**What you have to do**.
Report how many lines contain "this". Give the number and nothing else.

======== Input data

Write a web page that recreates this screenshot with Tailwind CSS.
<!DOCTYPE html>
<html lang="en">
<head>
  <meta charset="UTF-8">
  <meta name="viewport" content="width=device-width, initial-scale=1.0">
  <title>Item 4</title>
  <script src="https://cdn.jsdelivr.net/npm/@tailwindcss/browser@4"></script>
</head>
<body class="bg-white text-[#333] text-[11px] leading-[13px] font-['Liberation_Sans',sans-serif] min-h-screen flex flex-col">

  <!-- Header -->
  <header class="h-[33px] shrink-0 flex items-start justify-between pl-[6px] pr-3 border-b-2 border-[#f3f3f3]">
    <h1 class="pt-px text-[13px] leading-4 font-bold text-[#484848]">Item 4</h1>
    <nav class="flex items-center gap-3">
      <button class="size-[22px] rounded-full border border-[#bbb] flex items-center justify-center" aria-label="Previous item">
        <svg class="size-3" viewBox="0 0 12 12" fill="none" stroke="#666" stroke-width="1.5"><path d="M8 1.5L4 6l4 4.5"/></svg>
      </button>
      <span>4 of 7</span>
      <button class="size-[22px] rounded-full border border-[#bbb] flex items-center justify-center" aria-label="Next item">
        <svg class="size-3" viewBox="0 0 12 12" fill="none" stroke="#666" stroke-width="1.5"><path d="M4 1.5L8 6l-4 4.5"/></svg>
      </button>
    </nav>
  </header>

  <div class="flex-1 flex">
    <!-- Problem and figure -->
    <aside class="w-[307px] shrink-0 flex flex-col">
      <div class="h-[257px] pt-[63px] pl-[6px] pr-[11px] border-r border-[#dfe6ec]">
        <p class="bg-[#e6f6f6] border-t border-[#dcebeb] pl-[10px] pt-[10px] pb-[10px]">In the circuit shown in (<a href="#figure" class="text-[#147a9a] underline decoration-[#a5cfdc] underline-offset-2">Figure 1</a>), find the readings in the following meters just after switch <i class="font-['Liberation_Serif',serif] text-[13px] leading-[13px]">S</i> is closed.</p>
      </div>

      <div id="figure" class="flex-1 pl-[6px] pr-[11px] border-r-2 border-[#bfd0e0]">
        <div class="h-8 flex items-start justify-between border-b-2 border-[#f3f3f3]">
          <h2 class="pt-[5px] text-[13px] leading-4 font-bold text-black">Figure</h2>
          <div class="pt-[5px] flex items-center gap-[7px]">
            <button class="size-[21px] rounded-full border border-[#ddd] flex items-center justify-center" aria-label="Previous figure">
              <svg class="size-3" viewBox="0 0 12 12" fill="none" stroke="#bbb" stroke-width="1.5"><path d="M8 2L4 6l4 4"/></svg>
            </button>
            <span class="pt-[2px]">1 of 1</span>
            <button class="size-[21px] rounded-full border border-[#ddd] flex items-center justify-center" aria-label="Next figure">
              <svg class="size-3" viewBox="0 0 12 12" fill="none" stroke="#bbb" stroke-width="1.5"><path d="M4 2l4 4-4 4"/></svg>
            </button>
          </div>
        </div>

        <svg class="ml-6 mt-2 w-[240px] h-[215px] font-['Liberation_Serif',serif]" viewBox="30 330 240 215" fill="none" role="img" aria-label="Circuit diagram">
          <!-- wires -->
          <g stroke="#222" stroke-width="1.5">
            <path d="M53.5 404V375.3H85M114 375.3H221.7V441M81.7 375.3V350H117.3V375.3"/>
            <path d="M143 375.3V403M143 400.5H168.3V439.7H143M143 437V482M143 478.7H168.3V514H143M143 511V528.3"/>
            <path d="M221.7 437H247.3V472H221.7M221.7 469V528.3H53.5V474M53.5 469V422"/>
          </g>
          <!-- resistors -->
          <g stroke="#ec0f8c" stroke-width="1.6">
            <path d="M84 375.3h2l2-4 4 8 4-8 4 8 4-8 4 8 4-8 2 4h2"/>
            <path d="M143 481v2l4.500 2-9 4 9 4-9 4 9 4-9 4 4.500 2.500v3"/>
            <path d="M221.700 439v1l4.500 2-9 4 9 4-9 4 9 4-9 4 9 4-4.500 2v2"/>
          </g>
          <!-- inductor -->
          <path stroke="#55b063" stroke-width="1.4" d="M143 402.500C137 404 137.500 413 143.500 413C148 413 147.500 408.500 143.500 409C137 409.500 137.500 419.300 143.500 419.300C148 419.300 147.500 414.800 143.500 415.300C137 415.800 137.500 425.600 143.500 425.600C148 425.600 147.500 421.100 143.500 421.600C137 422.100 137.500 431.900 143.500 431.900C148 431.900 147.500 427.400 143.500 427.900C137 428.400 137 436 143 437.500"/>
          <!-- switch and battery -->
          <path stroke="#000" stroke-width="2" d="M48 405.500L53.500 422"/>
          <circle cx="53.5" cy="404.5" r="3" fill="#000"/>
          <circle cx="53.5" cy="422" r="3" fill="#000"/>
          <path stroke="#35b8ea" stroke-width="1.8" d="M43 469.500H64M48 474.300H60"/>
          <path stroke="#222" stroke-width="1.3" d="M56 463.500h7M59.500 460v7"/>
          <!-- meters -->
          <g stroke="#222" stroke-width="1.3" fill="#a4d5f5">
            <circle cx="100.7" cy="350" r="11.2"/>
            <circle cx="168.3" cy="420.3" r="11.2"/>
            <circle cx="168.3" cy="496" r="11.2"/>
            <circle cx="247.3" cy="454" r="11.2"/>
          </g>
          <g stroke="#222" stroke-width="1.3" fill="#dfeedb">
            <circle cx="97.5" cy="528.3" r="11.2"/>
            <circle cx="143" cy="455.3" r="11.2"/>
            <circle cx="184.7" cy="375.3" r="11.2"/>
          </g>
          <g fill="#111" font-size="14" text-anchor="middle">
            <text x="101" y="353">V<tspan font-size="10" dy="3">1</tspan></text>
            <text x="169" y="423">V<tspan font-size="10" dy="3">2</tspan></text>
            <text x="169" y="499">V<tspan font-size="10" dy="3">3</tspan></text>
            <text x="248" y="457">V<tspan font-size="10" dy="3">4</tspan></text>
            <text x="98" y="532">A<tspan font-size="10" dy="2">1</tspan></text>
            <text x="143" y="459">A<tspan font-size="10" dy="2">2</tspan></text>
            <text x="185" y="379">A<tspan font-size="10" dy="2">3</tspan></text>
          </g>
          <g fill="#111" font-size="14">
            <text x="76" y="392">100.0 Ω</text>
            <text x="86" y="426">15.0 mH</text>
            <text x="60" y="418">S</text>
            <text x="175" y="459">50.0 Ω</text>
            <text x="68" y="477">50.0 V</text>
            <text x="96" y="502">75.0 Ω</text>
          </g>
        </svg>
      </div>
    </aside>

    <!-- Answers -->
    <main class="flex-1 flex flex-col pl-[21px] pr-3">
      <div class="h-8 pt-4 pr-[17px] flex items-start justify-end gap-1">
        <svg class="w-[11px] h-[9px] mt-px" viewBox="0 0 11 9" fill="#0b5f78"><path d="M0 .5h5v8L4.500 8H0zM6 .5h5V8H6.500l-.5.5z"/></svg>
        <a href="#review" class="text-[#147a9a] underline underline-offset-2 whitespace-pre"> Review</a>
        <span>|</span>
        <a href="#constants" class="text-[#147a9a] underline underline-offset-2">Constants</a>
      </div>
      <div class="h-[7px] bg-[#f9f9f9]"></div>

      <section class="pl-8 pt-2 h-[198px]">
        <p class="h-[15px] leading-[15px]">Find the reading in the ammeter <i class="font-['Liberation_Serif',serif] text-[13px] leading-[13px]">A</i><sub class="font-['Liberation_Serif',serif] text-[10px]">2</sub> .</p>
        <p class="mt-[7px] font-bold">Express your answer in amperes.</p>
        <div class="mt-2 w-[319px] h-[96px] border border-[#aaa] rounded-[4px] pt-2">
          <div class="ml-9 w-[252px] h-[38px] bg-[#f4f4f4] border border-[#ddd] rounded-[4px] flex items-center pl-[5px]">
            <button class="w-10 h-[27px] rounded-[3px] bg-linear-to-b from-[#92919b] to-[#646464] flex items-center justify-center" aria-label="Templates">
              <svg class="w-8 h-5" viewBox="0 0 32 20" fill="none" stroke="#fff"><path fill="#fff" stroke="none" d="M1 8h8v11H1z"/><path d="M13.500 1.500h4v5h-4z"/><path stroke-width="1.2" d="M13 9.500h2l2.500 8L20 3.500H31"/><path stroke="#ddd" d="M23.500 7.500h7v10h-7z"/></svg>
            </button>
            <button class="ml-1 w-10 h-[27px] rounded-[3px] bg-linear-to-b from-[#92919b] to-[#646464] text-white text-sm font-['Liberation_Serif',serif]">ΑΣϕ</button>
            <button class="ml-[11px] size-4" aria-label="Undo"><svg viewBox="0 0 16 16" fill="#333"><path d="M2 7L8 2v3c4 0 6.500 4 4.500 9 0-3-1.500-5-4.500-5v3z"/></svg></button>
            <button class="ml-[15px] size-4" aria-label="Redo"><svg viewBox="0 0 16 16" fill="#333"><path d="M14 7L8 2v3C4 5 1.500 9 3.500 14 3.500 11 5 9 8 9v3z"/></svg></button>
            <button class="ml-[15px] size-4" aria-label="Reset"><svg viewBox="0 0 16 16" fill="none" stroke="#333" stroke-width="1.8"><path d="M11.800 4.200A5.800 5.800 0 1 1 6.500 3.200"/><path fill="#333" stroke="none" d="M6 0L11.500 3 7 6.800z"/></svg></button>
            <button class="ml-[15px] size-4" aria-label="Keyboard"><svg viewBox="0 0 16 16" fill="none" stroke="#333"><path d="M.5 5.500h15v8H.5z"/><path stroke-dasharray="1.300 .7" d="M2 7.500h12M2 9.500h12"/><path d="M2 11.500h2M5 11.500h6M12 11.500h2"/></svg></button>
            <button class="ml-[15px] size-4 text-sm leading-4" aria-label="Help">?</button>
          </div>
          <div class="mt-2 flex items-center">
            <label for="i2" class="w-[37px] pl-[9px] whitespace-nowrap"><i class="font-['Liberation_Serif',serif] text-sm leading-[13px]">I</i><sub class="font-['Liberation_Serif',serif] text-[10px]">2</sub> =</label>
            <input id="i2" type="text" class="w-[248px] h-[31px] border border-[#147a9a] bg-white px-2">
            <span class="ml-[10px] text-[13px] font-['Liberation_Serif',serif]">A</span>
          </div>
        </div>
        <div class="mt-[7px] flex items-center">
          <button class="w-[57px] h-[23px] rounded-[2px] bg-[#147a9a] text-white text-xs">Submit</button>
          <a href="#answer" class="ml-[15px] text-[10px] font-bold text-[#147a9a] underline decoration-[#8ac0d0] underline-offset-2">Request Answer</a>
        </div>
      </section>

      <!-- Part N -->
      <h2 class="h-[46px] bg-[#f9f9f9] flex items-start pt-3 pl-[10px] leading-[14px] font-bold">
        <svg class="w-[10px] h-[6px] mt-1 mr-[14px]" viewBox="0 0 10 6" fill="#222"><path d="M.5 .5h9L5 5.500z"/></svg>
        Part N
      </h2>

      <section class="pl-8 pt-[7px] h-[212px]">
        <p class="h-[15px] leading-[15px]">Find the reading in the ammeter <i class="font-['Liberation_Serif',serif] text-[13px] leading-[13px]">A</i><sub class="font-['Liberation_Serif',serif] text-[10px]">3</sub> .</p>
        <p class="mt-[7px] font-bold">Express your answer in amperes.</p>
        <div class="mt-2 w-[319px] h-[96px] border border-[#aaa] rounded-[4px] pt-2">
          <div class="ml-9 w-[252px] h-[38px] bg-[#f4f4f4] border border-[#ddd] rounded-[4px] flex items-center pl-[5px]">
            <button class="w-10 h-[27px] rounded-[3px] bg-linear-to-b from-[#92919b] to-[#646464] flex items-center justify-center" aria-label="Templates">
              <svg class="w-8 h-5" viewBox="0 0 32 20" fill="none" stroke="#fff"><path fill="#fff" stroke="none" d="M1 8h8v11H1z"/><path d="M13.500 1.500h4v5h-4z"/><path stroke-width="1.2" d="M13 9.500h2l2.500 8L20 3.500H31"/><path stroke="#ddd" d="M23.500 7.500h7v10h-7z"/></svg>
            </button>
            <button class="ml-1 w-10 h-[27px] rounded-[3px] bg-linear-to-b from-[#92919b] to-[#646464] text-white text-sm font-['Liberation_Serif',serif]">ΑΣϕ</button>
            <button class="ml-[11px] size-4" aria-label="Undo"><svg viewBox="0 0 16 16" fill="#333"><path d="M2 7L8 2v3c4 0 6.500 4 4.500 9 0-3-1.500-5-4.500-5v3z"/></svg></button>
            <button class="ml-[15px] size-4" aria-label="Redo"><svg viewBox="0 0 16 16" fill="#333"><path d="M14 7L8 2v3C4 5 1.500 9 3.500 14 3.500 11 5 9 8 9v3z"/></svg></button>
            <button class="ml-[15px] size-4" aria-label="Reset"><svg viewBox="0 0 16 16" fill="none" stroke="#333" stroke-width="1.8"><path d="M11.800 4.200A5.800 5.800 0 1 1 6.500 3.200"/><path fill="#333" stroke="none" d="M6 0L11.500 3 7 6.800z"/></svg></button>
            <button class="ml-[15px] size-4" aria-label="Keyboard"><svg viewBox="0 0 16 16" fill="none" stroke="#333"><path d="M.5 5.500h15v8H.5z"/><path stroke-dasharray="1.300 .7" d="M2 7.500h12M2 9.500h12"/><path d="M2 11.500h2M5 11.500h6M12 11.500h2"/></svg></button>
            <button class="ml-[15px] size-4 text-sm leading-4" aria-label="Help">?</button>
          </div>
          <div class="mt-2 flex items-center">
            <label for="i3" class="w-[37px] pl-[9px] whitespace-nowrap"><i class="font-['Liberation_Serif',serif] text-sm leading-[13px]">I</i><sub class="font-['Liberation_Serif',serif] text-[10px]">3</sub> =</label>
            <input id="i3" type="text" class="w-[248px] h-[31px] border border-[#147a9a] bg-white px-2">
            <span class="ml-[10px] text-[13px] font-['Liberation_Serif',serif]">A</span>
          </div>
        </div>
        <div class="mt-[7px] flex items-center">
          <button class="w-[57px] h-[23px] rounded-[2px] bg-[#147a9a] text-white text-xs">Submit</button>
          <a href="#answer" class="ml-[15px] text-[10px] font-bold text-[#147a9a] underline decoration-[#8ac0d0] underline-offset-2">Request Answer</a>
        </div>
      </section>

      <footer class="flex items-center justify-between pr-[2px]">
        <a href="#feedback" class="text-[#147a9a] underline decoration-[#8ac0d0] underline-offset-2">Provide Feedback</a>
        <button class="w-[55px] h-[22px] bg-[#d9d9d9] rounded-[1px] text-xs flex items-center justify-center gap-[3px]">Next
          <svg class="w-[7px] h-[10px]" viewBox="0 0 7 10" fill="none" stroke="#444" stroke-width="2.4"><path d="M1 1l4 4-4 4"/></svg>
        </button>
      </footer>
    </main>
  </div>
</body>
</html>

================
======== Input data

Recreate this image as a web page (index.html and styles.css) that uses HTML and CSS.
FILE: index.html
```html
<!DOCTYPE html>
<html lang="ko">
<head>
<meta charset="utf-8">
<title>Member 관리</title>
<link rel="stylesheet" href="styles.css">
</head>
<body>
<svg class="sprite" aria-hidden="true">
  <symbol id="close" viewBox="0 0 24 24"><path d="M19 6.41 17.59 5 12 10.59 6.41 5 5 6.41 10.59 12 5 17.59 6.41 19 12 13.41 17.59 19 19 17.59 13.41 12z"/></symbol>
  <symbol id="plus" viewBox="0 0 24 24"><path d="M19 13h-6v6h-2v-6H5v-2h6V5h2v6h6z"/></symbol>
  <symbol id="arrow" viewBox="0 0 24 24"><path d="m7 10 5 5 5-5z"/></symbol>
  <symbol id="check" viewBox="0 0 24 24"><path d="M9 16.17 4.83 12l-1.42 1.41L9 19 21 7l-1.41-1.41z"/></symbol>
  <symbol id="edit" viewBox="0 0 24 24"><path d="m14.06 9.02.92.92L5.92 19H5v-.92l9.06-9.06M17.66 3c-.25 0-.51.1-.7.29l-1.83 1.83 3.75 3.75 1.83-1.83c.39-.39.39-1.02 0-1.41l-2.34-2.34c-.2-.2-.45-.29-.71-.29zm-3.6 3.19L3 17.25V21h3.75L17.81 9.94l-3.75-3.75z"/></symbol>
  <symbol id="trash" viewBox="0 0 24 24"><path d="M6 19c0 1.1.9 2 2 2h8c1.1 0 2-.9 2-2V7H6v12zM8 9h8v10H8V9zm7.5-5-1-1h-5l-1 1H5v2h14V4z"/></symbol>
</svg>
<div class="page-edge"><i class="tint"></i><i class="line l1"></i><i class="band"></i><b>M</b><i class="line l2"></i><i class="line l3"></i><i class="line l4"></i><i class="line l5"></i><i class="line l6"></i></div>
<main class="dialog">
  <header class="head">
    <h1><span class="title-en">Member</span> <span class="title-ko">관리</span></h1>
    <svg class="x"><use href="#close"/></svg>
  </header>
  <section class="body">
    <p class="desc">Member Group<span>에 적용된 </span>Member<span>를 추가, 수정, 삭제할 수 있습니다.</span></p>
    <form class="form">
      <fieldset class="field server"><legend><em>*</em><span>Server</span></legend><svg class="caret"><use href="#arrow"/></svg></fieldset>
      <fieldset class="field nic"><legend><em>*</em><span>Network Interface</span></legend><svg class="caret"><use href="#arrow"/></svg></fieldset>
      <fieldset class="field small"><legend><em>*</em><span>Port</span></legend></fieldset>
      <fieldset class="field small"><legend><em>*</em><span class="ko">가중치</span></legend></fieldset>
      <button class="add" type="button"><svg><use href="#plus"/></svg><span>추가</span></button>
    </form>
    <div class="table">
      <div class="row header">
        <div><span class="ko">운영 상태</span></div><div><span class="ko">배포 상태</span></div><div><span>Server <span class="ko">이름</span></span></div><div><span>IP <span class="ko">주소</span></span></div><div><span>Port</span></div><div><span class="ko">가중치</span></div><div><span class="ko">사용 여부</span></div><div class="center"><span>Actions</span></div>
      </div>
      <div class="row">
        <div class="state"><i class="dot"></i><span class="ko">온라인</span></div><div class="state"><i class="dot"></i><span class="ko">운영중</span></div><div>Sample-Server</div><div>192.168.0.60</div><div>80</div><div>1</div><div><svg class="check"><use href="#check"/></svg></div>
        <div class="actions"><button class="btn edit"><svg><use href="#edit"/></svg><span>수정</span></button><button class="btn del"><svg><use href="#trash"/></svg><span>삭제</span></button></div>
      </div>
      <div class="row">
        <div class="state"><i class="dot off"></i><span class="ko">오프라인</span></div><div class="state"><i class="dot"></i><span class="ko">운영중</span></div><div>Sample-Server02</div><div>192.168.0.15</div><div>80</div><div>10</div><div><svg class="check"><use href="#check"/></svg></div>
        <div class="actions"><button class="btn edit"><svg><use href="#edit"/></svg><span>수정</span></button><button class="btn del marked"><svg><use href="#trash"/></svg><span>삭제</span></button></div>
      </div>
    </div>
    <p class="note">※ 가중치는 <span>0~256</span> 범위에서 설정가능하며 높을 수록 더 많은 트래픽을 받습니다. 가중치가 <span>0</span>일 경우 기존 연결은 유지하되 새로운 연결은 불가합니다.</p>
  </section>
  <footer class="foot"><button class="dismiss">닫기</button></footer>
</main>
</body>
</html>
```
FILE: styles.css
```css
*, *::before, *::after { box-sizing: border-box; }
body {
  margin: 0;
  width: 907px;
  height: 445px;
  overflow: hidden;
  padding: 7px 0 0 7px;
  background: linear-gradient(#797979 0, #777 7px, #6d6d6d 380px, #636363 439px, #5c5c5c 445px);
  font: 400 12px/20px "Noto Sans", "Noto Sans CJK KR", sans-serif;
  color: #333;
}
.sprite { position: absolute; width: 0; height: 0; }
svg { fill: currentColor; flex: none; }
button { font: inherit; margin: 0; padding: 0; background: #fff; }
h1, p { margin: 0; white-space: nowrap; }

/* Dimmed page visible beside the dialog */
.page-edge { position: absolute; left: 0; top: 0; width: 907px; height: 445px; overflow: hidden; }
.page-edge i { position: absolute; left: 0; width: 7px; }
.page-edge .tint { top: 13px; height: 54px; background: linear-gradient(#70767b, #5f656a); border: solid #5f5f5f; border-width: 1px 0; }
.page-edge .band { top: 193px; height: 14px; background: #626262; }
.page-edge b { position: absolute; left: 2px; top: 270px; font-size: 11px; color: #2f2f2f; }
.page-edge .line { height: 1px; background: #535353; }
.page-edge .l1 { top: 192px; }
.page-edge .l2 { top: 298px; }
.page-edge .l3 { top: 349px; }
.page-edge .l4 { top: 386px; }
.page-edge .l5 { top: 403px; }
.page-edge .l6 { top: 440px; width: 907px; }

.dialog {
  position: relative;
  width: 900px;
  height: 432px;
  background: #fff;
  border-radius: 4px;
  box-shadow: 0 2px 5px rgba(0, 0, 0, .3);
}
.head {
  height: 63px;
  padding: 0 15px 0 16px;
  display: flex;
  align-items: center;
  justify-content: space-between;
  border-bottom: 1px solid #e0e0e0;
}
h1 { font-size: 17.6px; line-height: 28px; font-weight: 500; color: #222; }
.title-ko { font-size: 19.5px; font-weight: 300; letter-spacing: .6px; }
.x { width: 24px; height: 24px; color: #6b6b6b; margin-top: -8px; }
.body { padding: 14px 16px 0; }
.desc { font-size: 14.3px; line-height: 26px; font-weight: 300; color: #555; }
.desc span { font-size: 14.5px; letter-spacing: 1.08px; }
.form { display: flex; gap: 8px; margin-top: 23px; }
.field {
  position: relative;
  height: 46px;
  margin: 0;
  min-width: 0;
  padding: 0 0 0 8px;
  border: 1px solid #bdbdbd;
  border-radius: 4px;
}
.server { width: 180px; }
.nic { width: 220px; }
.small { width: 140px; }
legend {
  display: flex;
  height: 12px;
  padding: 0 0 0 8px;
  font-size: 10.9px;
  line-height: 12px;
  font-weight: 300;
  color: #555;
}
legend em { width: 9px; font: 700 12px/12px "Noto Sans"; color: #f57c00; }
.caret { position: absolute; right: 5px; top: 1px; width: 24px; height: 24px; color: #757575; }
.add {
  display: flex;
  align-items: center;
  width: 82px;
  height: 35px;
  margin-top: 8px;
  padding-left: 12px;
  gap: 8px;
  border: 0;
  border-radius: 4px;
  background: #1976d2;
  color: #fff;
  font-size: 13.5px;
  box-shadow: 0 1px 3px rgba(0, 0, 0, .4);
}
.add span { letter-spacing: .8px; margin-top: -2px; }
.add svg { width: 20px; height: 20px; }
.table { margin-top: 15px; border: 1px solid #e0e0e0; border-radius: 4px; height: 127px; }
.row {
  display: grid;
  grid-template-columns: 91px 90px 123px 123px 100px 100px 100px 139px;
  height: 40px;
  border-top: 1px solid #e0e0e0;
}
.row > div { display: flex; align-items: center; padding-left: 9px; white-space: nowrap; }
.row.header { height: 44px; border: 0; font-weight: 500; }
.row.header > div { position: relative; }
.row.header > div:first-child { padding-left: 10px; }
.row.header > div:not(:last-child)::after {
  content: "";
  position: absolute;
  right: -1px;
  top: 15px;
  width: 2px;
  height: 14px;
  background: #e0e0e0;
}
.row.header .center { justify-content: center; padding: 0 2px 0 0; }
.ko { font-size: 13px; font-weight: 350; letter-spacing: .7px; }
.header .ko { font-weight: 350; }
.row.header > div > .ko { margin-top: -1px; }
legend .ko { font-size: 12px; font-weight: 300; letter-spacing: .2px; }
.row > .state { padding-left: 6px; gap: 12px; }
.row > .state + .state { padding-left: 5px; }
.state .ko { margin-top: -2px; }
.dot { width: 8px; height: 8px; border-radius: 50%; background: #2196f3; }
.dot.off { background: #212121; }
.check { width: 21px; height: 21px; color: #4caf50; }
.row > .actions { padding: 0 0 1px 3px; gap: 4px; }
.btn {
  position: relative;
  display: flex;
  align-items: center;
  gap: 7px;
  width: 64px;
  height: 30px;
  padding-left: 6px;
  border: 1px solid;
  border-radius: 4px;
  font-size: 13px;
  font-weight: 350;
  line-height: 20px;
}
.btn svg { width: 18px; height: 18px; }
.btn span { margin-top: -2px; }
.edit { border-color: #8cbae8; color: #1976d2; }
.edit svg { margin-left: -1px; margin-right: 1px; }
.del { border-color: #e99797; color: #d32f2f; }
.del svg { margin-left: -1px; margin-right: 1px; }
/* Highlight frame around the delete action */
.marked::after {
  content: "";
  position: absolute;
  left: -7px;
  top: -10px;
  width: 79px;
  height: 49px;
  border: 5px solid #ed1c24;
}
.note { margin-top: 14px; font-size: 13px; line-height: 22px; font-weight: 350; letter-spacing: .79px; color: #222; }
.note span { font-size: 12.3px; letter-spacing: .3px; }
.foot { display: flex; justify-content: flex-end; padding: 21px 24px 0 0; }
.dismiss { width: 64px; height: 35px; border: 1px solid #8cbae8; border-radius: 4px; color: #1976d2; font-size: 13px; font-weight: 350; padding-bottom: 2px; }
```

================

**Worked solution**.
2